Murray has also represented Britain on many occasions and has been carrying the team single-handedly for the past few years. He will no doubt have been hugely encouraged by their win over Slovakia at the weekend in his absence and is set to return at some stage later this year.
But while I don’t feel the competition needs changing – for the lesser countries, playing Davis Cup is a great source of money – one thing could perhaps be rectified. As pointed out by Richard Evans, the revered British journalist who has covered the tour for many decades, the top players are already given an incentive to play through the awarding of ATP ranking points.
But since they only apply in the World Group, it is hugely unfair on the lesser players. For someone like Isner, the Davis Cup could prove profitable this year, especially if the USA win it; for someone like Murray, or Marcos Baghdatis, they get nothing.
It’s arguable that Murray could help himself by getting Britain into the World Group and with a top doubles pair in their ranks now, perhaps he will. But it seems like maybe the International Tennis Federation, who run the Davis Cup, and the ATP, could be more even-handed and spread the wealth further down the tiers of the competition.
For those of you interested in how the points work for Davis Cup, click here
Talking of Isner, his victory over Federer on clay could be the beginning of a great year for the American. Just ask Novak Djokovic if you don’t think the Davis Cup can have an affect on a player’s season.
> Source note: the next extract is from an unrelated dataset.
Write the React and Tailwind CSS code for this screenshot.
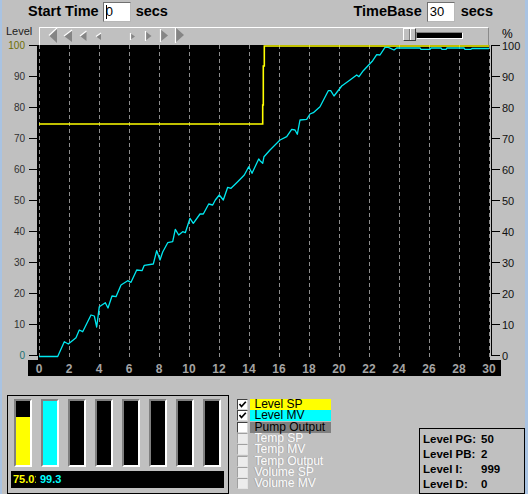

The Serb’s Davis Cup triumph in 2010 was the catalyst for his stunning transformation in 2011 and while no one is suggesting Isner will do the same, he cannot help but be inspired by his achievements in Switzerland.
Clay could even be a good surface for him – remember last year’s French Open when he led Rafael Nadal by two sets to love in the first round, serving and volleying and charging the net when he had the chance? Expect him to enjoy a boost to his form over the coming months and for him to climb from his ranking of 14 into the top 10.